## Pages as source code

________

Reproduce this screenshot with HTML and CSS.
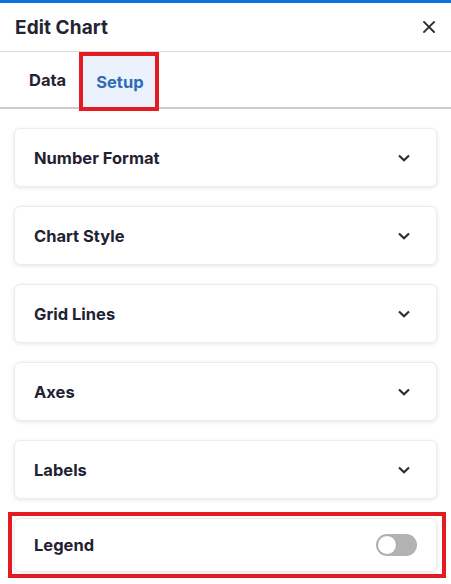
FILE: index.html
```html
<!DOCTYPE html>
<html lang="en">
<head>
<meta charset="utf-8">
<title>Edit Chart</title>
<link rel="stylesheet" href="styles.css">
</head>
<body>
<div class="panel">
  <div class="topbar"></div>
  <header class="header">
    <h1 class="title">Edit Chart</h1>
    <button class="close" aria-label="Close">
      <svg width="12" height="12" viewBox="0 0 12 12"><path d="M1 1L11 11M11 1L1 11" stroke="#2b2d36" stroke-width="1.8" stroke-linecap="square" fill="none"/></svg>
    </button>
  </header>
  <nav class="tabs">
    <div class="tab">Data</div>
    <div class="tab tab-active">Setup</div>
  </nav>
  <div class="sections">
    <div class="card"><span class="label">Number Format</span><svg class="chev" width="12" height="8" viewBox="0 0 12 8"><path d="M1 1.5L6 6.2L11 1.5" stroke="#2b2d36" stroke-width="2.2" fill="none"/></svg></div>
    <div class="card"><span class="label">Chart Style</span><svg class="chev" width="12" height="8" viewBox="0 0 12 8"><path d="M1 1.5L6 6.2L11 1.5" stroke="#2b2d36" stroke-width="2.2" fill="none"/></svg></div>
    <div class="card"><span class="label">Grid Lines</span><svg class="chev" width="12" height="8" viewBox="0 0 12 8"><path d="M1 1.5L6 6.2L11 1.5" stroke="#2b2d36" stroke-width="2.2" fill="none"/></svg></div>
    <div class="card"><span class="label">Axes</span><svg class="chev" width="12" height="8" viewBox="0 0 12 8"><path d="M1 1.5L6 6.2L11 1.5" stroke="#2b2d36" stroke-width="2.2" fill="none"/></svg></div>
    <div class="card"><span class="label">Labels</span><svg class="chev" width="12" height="8" viewBox="0 0 12 8"><path d="M1 1.5L6 6.2L11 1.5" stroke="#2b2d36" stroke-width="2.2" fill="none"/></svg></div>
    <div class="highlight">
      <div class="card card-short"><span class="label">Legend</span><span class="toggle"><span class="knob"></span></span></div>
    </div>
  </div>
</div>
</body>
</html>
```

FILE: styles.css
```css
* { box-sizing: border-box; }
html, body { margin: 0; padding: 0; background: #fff; }
body { font-family: Inter, "Noto Sans", "Liberation Sans", sans-serif; color: #1f2233; }
.panel { width: 451px; height: 584px; overflow: hidden; }
.topbar { height: 3px; background: #0b74de; }
.header {
  height: 49px;
  border-bottom: 1px solid #dcdcdc;
  display: flex;
  align-items: center;
  justify-content: space-between;
  padding: 0 16px 0 15px;
}
.title { margin: 0; font-size: 19px; font-weight: 700; color: #222433; letter-spacing: 0.1px; }
.close { border: 0; background: none; padding: 0; width: 12px; height: 12px; display: flex; }
.tabs {
  display: flex;
  height: 57px;
  border-bottom: 2px solid #cccccc;
  padding-left: 12px;
  align-items: flex-start;
}
.tab {
  height: 55px;
  display: flex;
  align-items: center;
  padding: 0 13px 0 17px;
  font-size: 16.5px;
  font-weight: 700;
  color: #222433;
}
.tab-active {
  height: 59px;
  padding: 0 11px 0 13px;
  border: 4px solid #e31b23;
  background: #ebf2fb;
  color: #2e6db4;
  position: relative;
}
.sections {
  padding: 19px 14px 0 14px;
  display: flex;
  flex-direction: column;
  gap: 19px;
}
.card {
  height: 59px;
  border: 1px solid #ececec;
  border-radius: 6px;
  box-shadow: 0 1px 4px rgba(0, 0, 0, 0.10);
  background: #fff;
  display: flex;
  align-items: center;
  justify-content: space-between;
  padding: 0 26px 0 19px;
}
.card-short { height: 54px; padding-right: 19px; }
.label { font-size: 16.5px; font-weight: 700; color: #1f2233; }
.chev { display: block; }
.highlight {
  margin: -6px -9px 0 -6px;
  border: 4px solid #e31b23;
  padding: 2px 5px 2px 2px;
}
.toggle {
  width: 41px;
  height: 22px;
  border-radius: 11px;
  background: #b3b3b3;
  position: relative;
  display: block;
}
.knob {
  position: absolute;
  left: 1px;
  top: 1px;
  width: 20px;
  height: 20px;
  border-radius: 50%;
  background: #fff;
  border: 1px solid #a8a8a8;
}
```
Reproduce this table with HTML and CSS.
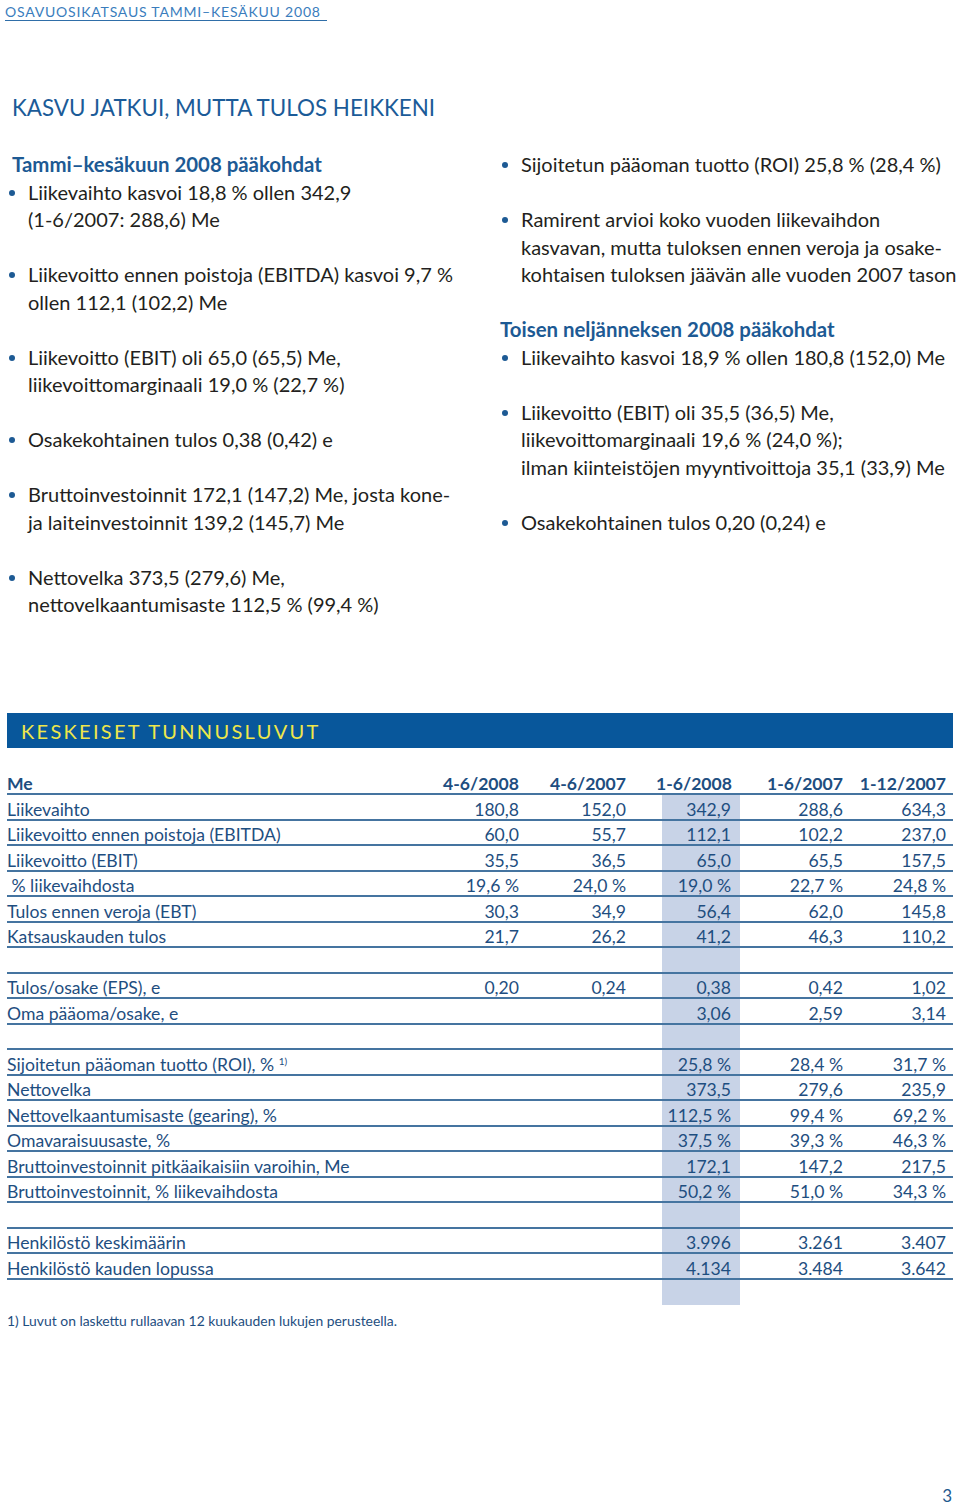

________

## Stated exercise
Every entry above needs to be retyped exactly; drop the pictures.

## Answer for this exercise
Reproduce this screenshot with HTML and CSS.
FILE: index.html
```html
<!DOCTYPE html>
<html lang="en">
<head>
<meta charset="utf-8">
<title>Edit Chart</title>
<link rel="stylesheet" href="styles.css">
</head>
<body>
<div class="panel">
  <div class="topbar"></div>
  <header class="header">
    <h1 class="title">Edit Chart</h1>
    <button class="close" aria-label="Close">
      <svg width="12" height="12" viewBox="0 0 12 12"><path d="M1 1L11 11M11 1L1 11" stroke="#2b2d36" stroke-width="1.8" stroke-linecap="square" fill="none"/></svg>
    </button>
  </header>
  <nav class="tabs">
    <div class="tab">Data</div>
    <div class="tab tab-active">Setup</div>
  </nav>
  <div class="sections">
    <div class="card"><span class="label">Number Format</span><svg class="chev" width="12" height="8" viewBox="0 0 12 8"><path d="M1 1.5L6 6.2L11 1.5" stroke="#2b2d36" stroke-width="2.2" fill="none"/></svg></div>
    <div class="card"><span class="label">Chart Style</span><svg class="chev" width="12" height="8" viewBox="0 0 12 8"><path d="M1 1.5L6 6.2L11 1.5" stroke="#2b2d36" stroke-width="2.2" fill="none"/></svg></div>
    <div class="card"><span class="label">Grid Lines</span><svg class="chev" width="12" height="8" viewBox="0 0 12 8"><path d="M1 1.5L6 6.2L11 1.5" stroke="#2b2d36" stroke-width="2.2" fill="none"/></svg></div>
    <div class="card"><span class="label">Axes</span><svg class="chev" width="12" height="8" viewBox="0 0 12 8"><path d="M1 1.5L6 6.2L11 1.5" stroke="#2b2d36" stroke-width="2.2" fill="none"/></svg></div>
    <div class="card"><span class="label">Labels</span><svg class="chev" width="12" height="8" viewBox="0 0 12 8"><path d="M1 1.5L6 6.2L11 1.5" stroke="#2b2d36" stroke-width="2.2" fill="none"/></svg></div>
    <div class="highlight">
      <div class="card card-short"><span class="label">Legend</span><span class="toggle"><span class="knob"></span></span></div>
    </div>
  </div>
</div>
</body>
</html>
```

FILE: styles.css
```css
* { box-sizing: border-box; }
html, body { margin: 0; padding: 0; background: #fff; }
body { font-family: Inter, "Noto Sans", "Liberation Sans", sans-serif; color: #1f2233; }
.panel { width: 451px; height: 584px; overflow: hidden; }
.topbar { height: 3px; background: #0b74de; }
.header {
  height: 49px;
  border-bottom: 1px solid #dcdcdc;
  display: flex;
  align-items: center;
  justify-content: space-between;
  padding: 0 16px 0 15px;
}
.title { margin: 0; font-size: 19px; font-weight: 700; color: #222433; letter-spacing: 0.1px; }
.close { border: 0; background: none; padding: 0; width: 12px; height: 12px; display: flex; }
.tabs {
  display: flex;
  height: 57px;
  border-bottom: 2px solid #cccccc;
  padding-left: 12px;
  align-items: flex-start;
}
.tab {
  height: 55px;
  display: flex;
  align-items: center;
  padding: 0 13px 0 17px;
  font-size: 16.5px;
  font-weight: 700;
  color: #222433;
}
.tab-active {
  height: 59px;
  padding: 0 11px 0 13px;
  border: 4px solid #e31b23;
  background: #ebf2fb;
  color: #2e6db4;
  position: relative;
}
.sections {
  padding: 19px 14px 0 14px;
  display: flex;
  flex-direction: column;
  gap: 19px;
}
.card {
  height: 59px;
  border: 1px solid #ececec;
  border-radius: 6px;
  box-shadow: 0 1px 4px rgba(0, 0, 0, 0.10);
  background: #fff;
  display: flex;
  align-items: center;
  justify-content: space-between;
  padding: 0 26px 0 19px;
}
.card-short { height: 54px; padding-right: 19px; }
.label { font-size: 16.5px; font-weight: 700; color: #1f2233; }
.chev { display: block; }
.highlight {
  margin: -6px -9px 0 -6px;
  border: 4px solid #e31b23;
  padding: 2px 5px 2px 2px;
}
.toggle {
  width: 41px;
  height: 22px;
  border-radius: 11px;
  background: #b3b3b3;
  position: relative;
  display: block;
}
.knob {
  position: absolute;
  left: 1px;
  top: 1px;
  width: 20px;
  height: 20px;
  border-radius: 50%;
  background: #fff;
  border: 1px solid #a8a8a8;
}
```
Reproduce this table with HTML and CSS.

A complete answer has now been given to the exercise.